Adding up the stages gives a rough sense of what to expect, but individual cases vary widely. For an EB-2 or EB-3 applicant from a country without a backlog, the PERM process (roughly 20 to 24 months), I-140 adjudication (three to four months standard), and I-485 processing (about six months) combine for a total of approximately two and a half to three years from start to green card. Premium processing the I-140 saves a couple of months. Concurrent filing of the I-140 and I-485, when available, compresses the timeline further.
For applicants from India in the EB-2 or EB-3 categories, the visa bulletin backlog dwarfs all other processing stages combined. With final action dates currently sitting at 2013, someone filing a new PERM application today faces a total wait that could exceed 15 years.12U.S. Department of State. Visa Bulletin for June 2026 EB-1 applicants from most countries historically move through the system in under two years total, though even EB-1 India has experienced retrogression in 2026.

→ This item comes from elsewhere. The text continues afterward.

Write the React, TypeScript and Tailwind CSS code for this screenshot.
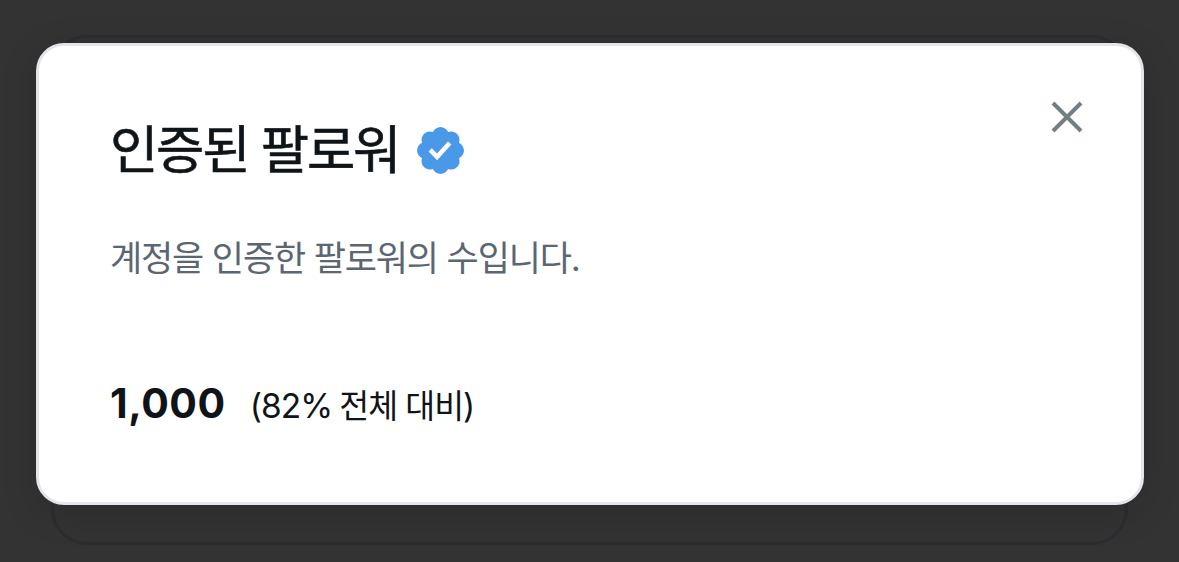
export default function App() {
  return (
    <main className="relative h-[562px] w-[1179px] overflow-hidden bg-[#333333] font-['Inter','Noto_Sans_CJK_KR',sans-serif] text-[#0f1419]">
      <div className="absolute top-[35px] left-[51px] h-[510px] w-[1077px] rounded-[36px] border-[3px] border-[#2b2d30]" />
      <section className="relative mt-[43px] ml-[36px] flex h-[462px] w-[1108px] flex-col items-start rounded-[28px] border-[3px] border-[#e3e5ea] bg-white pt-[65px] pl-[71px] shadow-[0_8px_36px_rgba(0,0,0,0.15)]">
        <header className="flex h-[78px] items-center gap-[14px]">
          <h1 className="text-[52.5px] leading-[78px] font-normal tracking-[-2.2px] whitespace-nowrap [-webkit-text-stroke:0.6px_#0f1419]">인증된 팔로워</h1>
          <svg className="size-[55px]" viewBox="0 0 22 22" fill="#4a99e9">
            <path d="M20.396 11c-.018-.646-.215-1.275-.57-1.816-.354-.54-.852-.972-1.438-1.246.223-.607.27-1.264.14-1.897-.131-.634-.437-1.218-.882-1.687-.47-.445-1.053-.75-1.687-.882-.633-.13-1.29-.083-1.897.14-.273-.587-.704-1.086-1.245-1.44S11.647 1.62 11 1.604c-.646.017-1.273.213-1.813.568s-.969.854-1.24 1.44c-.608-.223-1.267-.272-1.902-.14-.635.13-1.22.436-1.69.882-.445.47-.749 1.055-.878 1.688-.13.633-.08 1.29.144 1.896-.587.274-1.087.705-1.443 1.245-.356.54-.555 1.17-.574 1.817.02.647.218 1.276.574 1.817.356.54.856.972 1.443 1.245-.224.606-.274 1.263-.144 1.896.13.634.433 1.218.877 1.688.47.443 1.054.747 1.687.878.633.132 1.29.084 1.897-.136.274.586.705 1.084 1.246 1.439.54.354 1.17.551 1.816.569.647-.016 1.276-.213 1.817-.567s.972-.854 1.245-1.44c.604.239 1.266.296 1.903.164.636-.132 1.22-.447 1.68-.907.46-.46.776-1.044.908-1.681s.075-1.299-.165-1.903c.586-.274 1.084-.705 1.439-1.246.354-.54.551-1.17.569-1.816zM9.662 14.85l-3.429-3.428 1.293-1.302 2.072 2.072 4.4-4.794 1.347 1.246z" />
          </svg>
        </header>
        <p className="mt-[43px] text-[35px] leading-[52px] font-normal tracking-[-1.15px] whitespace-nowrap text-[#5b6673]">계정을 인증한 팔로워의 수입니다.</p>
        <div className="mt-[93px] flex items-baseline gap-[24px] whitespace-nowrap">
          <strong className="text-[41px] leading-[52px] font-bold tracking-[0.5px]">1,000</strong>
          <span className="text-[33.5px] leading-[52px] font-normal tracking-[-0.9px]">(82%<span className="ml-[7px] text-[32.5px] tracking-[-1px]">전체 대비</span>)</span>
        </div>
        <button aria-label="닫기" className="absolute top-[55px] right-[58px] size-[32px] text-[#737f85]">
          <svg viewBox="0 0 32 32" fill="none" stroke="currentColor" strokeWidth="4"><path d="m2 2 28 28M30 2 2 30" /></svg>
        </button>
      </section>
    </main>
  );
}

Applicants who qualify for categories that bypass PERM — EB-1, EB-2 NIW, EB-4, or EB-5 — eliminate the longest agency-controlled processing stage and can reach a green card considerably faster, assuming visa numbers are available. The tradeoff is that these categories have higher evidentiary burdens or investment requirements. Choosing the right category from the start, when you have options, is one of the most consequential decisions in the entire process.